Write out the listing below exactly, and omit any images you find in it.

[Items from a dataset]
◇ ◇ ◇

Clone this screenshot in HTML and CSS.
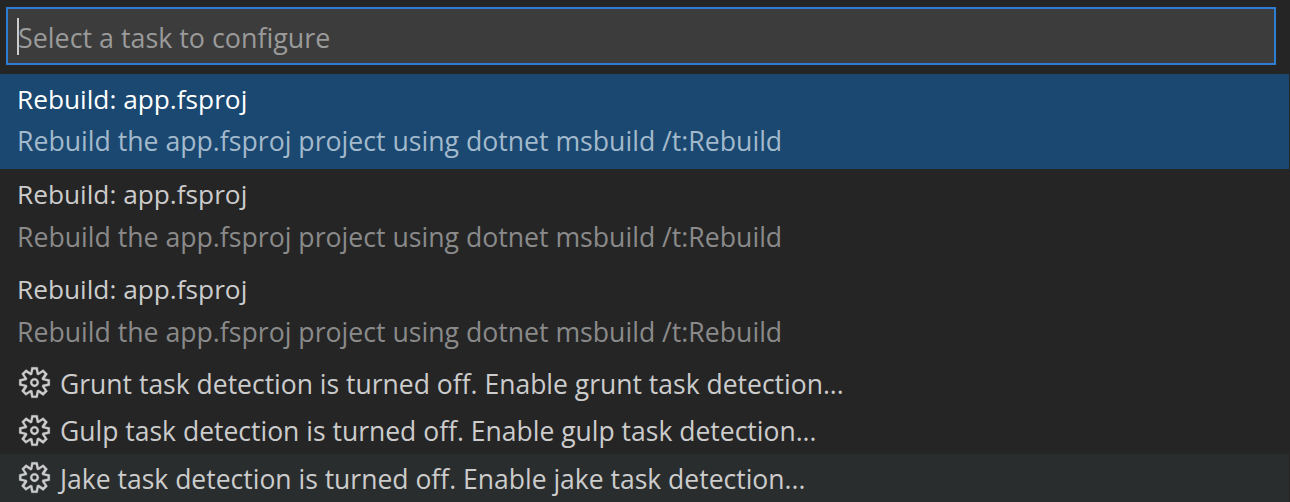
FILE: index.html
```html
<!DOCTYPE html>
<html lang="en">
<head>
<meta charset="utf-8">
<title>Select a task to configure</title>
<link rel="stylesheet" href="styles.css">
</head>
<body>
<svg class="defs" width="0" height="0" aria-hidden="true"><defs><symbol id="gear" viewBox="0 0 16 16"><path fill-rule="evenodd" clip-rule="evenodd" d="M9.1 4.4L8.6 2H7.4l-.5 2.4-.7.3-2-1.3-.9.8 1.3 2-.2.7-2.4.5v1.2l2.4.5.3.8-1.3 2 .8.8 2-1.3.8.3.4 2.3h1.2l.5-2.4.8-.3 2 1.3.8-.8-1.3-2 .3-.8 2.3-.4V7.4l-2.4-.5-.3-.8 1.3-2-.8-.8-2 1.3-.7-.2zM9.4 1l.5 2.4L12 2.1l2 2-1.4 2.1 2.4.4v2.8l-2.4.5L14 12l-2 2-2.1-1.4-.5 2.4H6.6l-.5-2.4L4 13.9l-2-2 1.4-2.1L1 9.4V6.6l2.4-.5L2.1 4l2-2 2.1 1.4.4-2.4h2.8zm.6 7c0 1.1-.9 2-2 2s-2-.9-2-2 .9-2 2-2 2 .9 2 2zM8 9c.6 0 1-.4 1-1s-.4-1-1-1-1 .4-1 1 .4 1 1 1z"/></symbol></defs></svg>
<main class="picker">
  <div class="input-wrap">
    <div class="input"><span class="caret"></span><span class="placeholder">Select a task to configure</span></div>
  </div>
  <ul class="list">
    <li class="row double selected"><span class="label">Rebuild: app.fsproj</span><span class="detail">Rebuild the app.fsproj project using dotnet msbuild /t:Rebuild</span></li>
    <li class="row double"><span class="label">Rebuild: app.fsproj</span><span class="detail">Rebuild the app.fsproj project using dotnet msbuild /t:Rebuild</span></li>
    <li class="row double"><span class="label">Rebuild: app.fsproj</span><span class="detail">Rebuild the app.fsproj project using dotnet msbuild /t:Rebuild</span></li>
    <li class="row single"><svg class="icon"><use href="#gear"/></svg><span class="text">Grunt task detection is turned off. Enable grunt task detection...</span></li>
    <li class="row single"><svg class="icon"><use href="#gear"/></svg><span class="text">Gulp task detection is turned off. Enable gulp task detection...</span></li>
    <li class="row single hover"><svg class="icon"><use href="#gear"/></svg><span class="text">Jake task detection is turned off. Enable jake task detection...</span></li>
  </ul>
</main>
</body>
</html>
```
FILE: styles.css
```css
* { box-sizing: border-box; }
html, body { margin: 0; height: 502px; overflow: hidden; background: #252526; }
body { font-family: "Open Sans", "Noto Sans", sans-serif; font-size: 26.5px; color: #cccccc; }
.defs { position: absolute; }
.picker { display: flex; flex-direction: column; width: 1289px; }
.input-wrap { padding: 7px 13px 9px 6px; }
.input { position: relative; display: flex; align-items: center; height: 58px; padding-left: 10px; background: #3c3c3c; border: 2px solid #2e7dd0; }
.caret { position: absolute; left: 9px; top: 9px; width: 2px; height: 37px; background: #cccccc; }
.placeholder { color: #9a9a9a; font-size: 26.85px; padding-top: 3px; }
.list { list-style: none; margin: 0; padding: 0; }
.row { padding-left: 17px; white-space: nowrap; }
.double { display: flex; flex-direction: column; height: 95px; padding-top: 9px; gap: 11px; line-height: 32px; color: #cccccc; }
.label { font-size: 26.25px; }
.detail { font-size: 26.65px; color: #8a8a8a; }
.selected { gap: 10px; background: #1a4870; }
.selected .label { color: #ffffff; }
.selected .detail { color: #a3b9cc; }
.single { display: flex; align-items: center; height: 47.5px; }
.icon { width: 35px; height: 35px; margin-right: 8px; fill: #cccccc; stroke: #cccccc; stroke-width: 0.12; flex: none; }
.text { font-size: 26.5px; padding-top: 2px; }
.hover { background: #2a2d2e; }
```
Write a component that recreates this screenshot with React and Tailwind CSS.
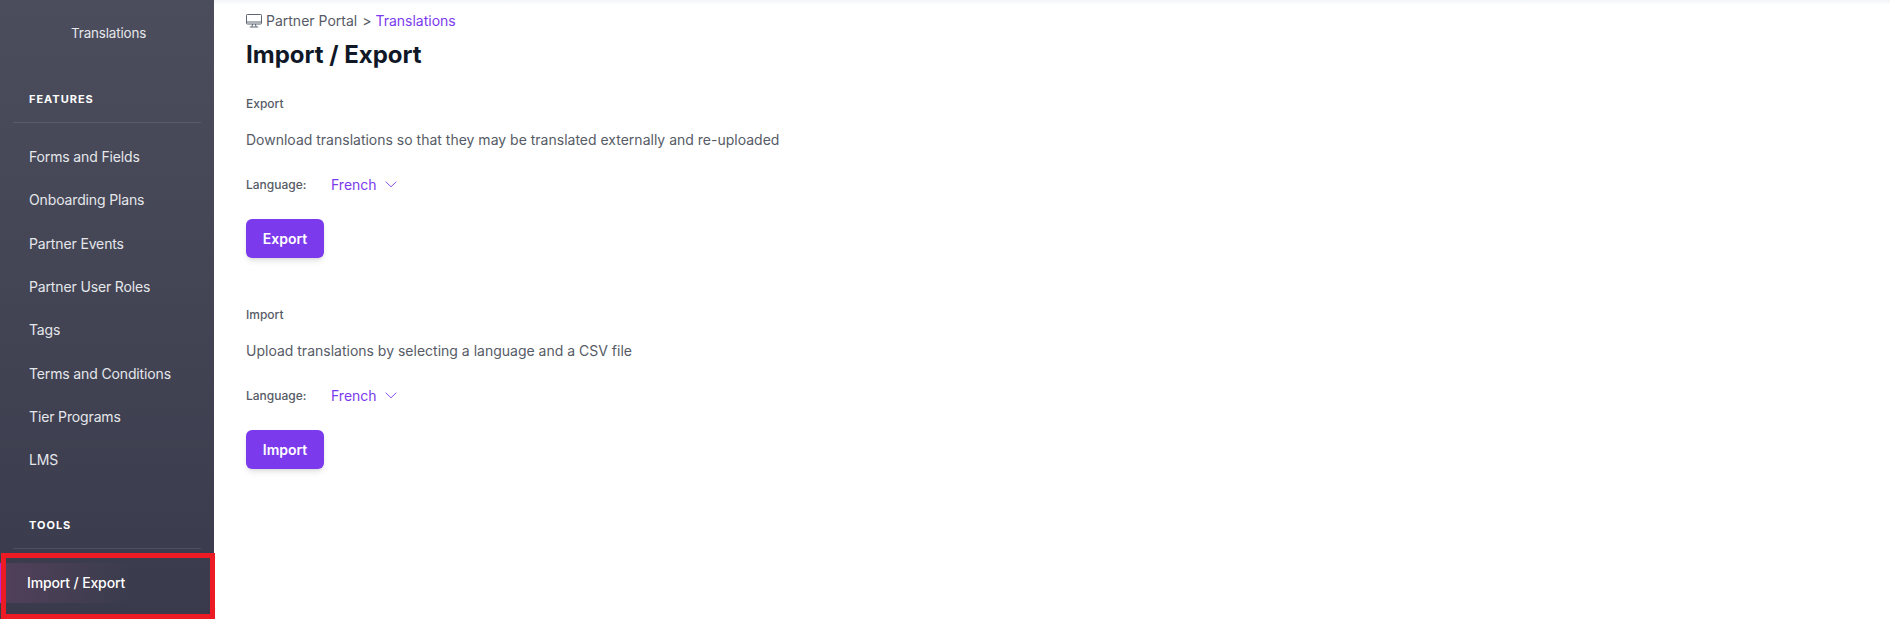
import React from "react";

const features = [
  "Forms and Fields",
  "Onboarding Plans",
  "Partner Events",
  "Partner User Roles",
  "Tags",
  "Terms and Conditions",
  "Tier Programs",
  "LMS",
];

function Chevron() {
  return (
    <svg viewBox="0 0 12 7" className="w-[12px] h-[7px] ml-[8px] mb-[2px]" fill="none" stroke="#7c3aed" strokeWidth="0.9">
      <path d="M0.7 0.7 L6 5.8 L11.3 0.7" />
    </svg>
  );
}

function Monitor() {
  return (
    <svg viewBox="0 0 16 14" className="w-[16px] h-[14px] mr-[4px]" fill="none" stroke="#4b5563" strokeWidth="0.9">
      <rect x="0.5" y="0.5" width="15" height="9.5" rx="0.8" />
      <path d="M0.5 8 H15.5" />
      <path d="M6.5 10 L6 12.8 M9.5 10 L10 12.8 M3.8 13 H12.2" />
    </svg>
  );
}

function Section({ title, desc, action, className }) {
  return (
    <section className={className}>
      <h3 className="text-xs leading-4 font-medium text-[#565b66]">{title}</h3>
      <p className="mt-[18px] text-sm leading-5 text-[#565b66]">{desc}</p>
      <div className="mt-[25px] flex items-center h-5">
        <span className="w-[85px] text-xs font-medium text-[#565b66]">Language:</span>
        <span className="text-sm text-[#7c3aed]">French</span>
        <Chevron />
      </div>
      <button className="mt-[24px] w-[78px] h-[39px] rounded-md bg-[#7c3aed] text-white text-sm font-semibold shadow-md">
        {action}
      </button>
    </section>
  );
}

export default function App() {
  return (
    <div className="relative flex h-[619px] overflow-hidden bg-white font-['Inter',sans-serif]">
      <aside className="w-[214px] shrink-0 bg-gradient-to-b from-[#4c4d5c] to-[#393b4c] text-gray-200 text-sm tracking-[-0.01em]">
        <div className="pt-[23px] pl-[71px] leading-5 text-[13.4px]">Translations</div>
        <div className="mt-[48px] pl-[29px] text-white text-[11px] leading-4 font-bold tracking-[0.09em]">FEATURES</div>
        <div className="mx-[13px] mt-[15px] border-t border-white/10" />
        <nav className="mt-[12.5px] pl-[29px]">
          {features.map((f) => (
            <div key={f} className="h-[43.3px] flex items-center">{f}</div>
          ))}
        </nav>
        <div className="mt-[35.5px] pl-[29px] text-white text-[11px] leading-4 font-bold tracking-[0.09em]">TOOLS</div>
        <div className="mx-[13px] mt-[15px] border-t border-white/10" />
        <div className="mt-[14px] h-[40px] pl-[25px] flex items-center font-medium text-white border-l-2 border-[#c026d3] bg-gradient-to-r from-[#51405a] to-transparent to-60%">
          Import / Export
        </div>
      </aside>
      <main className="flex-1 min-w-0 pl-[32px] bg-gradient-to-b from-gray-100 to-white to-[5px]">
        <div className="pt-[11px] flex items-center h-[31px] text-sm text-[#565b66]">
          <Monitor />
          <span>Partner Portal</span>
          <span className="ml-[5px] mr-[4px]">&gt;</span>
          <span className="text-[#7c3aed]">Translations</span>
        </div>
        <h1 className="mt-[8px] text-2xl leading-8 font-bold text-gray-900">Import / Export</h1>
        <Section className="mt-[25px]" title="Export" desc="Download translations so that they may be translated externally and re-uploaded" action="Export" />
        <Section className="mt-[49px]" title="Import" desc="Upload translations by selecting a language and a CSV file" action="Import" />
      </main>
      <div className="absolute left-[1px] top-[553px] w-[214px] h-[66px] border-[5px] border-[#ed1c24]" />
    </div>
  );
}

◇ ◇ ◇

--- Written answer ---
Clone this screenshot in HTML and CSS.
FILE: index.html
```html
<!DOCTYPE html>
<html lang="en">
<head>
<meta charset="utf-8">
<title>Select a task to configure</title>
<link rel="stylesheet" href="styles.css">
</head>
<body>
<svg class="defs" width="0" height="0" aria-hidden="true"><defs><symbol id="gear" viewBox="0 0 16 16"><path fill-rule="evenodd" clip-rule="evenodd" d="M9.1 4.4L8.6 2H7.4l-.5 2.4-.7.3-2-1.3-.9.8 1.3 2-.2.7-2.4.5v1.2l2.4.5.3.8-1.3 2 .8.8 2-1.3.8.3.4 2.3h1.2l.5-2.4.8-.3 2 1.3.8-.8-1.3-2 .3-.8 2.3-.4V7.4l-2.4-.5-.3-.8 1.3-2-.8-.8-2 1.3-.7-.2zM9.4 1l.5 2.4L12 2.1l2 2-1.4 2.1 2.4.4v2.8l-2.4.5L14 12l-2 2-2.1-1.4-.5 2.4H6.6l-.5-2.4L4 13.9l-2-2 1.4-2.1L1 9.4V6.6l2.4-.5L2.1 4l2-2 2.1 1.4.4-2.4h2.8zm.6 7c0 1.1-.9 2-2 2s-2-.9-2-2 .9-2 2-2 2 .9 2 2zM8 9c.6 0 1-.4 1-1s-.4-1-1-1-1 .4-1 1 .4 1 1 1z"/></symbol></defs></svg>
<main class="picker">
  <div class="input-wrap">
    <div class="input"><span class="caret"></span><span class="placeholder">Select a task to configure</span></div>
  </div>
  <ul class="list">
    <li class="row double selected"><span class="label">Rebuild: app.fsproj</span><span class="detail">Rebuild the app.fsproj project using dotnet msbuild /t:Rebuild</span></li>
    <li class="row double"><span class="label">Rebuild: app.fsproj</span><span class="detail">Rebuild the app.fsproj project using dotnet msbuild /t:Rebuild</span></li>
    <li class="row double"><span class="label">Rebuild: app.fsproj</span><span class="detail">Rebuild the app.fsproj project using dotnet msbuild /t:Rebuild</span></li>
    <li class="row single"><svg class="icon"><use href="#gear"/></svg><span class="text">Grunt task detection is turned off. Enable grunt task detection...</span></li>
    <li class="row single"><svg class="icon"><use href="#gear"/></svg><span class="text">Gulp task detection is turned off. Enable gulp task detection...</span></li>
    <li class="row single hover"><svg class="icon"><use href="#gear"/></svg><span class="text">Jake task detection is turned off. Enable jake task detection...</span></li>
  </ul>
</main>
</body>
</html>
```
FILE: styles.css
```css
* { box-sizing: border-box; }
html, body { margin: 0; height: 502px; overflow: hidden; background: #252526; }
body { font-family: "Open Sans", "Noto Sans", sans-serif; font-size: 26.5px; color: #cccccc; }
.defs { position: absolute; }
.picker { display: flex; flex-direction: column; width: 1289px; }
.input-wrap { padding: 7px 13px 9px 6px; }
.input { position: relative; display: flex; align-items: center; height: 58px; padding-left: 10px; background: #3c3c3c; border: 2px solid #2e7dd0; }
.caret { position: absolute; left: 9px; top: 9px; width: 2px; height: 37px; background: #cccccc; }
.placeholder { color: #9a9a9a; font-size: 26.85px; padding-top: 3px; }
.list { list-style: none; margin: 0; padding: 0; }
.row { padding-left: 17px; white-space: nowrap; }
.double { display: flex; flex-direction: column; height: 95px; padding-top: 9px; gap: 11px; line-height: 32px; color: #cccccc; }
.label { font-size: 26.25px; }
.detail { font-size: 26.65px; color: #8a8a8a; }
.selected { gap: 10px; background: #1a4870; }
.selected .label { color: #ffffff; }
.selected .detail { color: #a3b9cc; }
.single { display: flex; align-items: center; height: 47.5px; }
.icon { width: 35px; height: 35px; margin-right: 8px; fill: #cccccc; stroke: #cccccc; stroke-width: 0.12; flex: none; }
.text { font-size: 26.5px; padding-top: 2px; }
.hover { background: #2a2d2e; }
```
Write a component that recreates this screenshot with React and Tailwind CSS.
import React from "react";

const features = [
  "Forms and Fields",
  "Onboarding Plans",
  "Partner Events",
  "Partner User Roles",
  "Tags",
  "Terms and Conditions",
  "Tier Programs",
  "LMS",
];

function Chevron() {
  return (
    <svg viewBox="0 0 12 7" className="w-[12px] h-[7px] ml-[8px] mb-[2px]" fill="none" stroke="#7c3aed" strokeWidth="0.9">
      <path d="M0.7 0.7 L6 5.8 L11.3 0.7" />
    </svg>
  );
}

function Monitor() {
  return (
    <svg viewBox="0 0 16 14" className="w-[16px] h-[14px] mr-[4px]" fill="none" stroke="#4b5563" strokeWidth="0.9">
      <rect x="0.5" y="0.5" width="15" height="9.5" rx="0.8" />
      <path d="M0.5 8 H15.5" />
      <path d="M6.5 10 L6 12.8 M9.5 10 L10 12.8 M3.8 13 H12.2" />
    </svg>
  );
}

function Section({ title, desc, action, className }) {
  return (
    <section className={className}>
      <h3 className="text-xs leading-4 font-medium text-[#565b66]">{title}</h3>
      <p className="mt-[18px] text-sm leading-5 text-[#565b66]">{desc}</p>
      <div className="mt-[25px] flex items-center h-5">
        <span className="w-[85px] text-xs font-medium text-[#565b66]">Language:</span>
        <span className="text-sm text-[#7c3aed]">French</span>
        <Chevron />
      </div>
      <button className="mt-[24px] w-[78px] h-[39px] rounded-md bg-[#7c3aed] text-white text-sm font-semibold shadow-md">
        {action}
      </button>
    </section>
  );
}

export default function App() {
  return (
    <div className="relative flex h-[619px] overflow-hidden bg-white font-['Inter',sans-serif]">
      <aside className="w-[214px] shrink-0 bg-gradient-to-b from-[#4c4d5c] to-[#393b4c] text-gray-200 text-sm tracking-[-0.01em]">
        <div className="pt-[23px] pl-[71px] leading-5 text-[13.4px]">Translations</div>
        <div className="mt-[48px] pl-[29px] text-white text-[11px] leading-4 font-bold tracking-[0.09em]">FEATURES</div>
        <div className="mx-[13px] mt-[15px] border-t border-white/10" />
        <nav className="mt-[12.5px] pl-[29px]">
          {features.map((f) => (
            <div key={f} className="h-[43.3px] flex items-center">{f}</div>
          ))}
        </nav>
        <div className="mt-[35.5px] pl-[29px] text-white text-[11px] leading-4 font-bold tracking-[0.09em]">TOOLS</div>
        <div className="mx-[13px] mt-[15px] border-t border-white/10" />
        <div className="mt-[14px] h-[40px] pl-[25px] flex items-center font-medium text-white border-l-2 border-[#c026d3] bg-gradient-to-r from-[#51405a] to-transparent to-60%">
          Import / Export
        </div>
      </aside>
      <main className="flex-1 min-w-0 pl-[32px] bg-gradient-to-b from-gray-100 to-white to-[5px]">
        <div className="pt-[11px] flex items-center h-[31px] text-sm text-[#565b66]">
          <Monitor />
          <span>Partner Portal</span>
          <span className="ml-[5px] mr-[4px]">&gt;</span>
          <span className="text-[#7c3aed]">Translations</span>
        </div>
        <h1 className="mt-[8px] text-2xl leading-8 font-bold text-gray-900">Import / Export</h1>
        <Section className="mt-[25px]" title="Export" desc="Download translations so that they may be translated externally and re-uploaded" action="Export" />
        <Section className="mt-[49px]" title="Import" desc="Upload translations by selecting a language and a CSV file" action="Import" />
      </main>
      <div className="absolute left-[1px] top-[553px] w-[214px] h-[66px] border-[5px] border-[#ed1c24]" />
    </div>
  );
}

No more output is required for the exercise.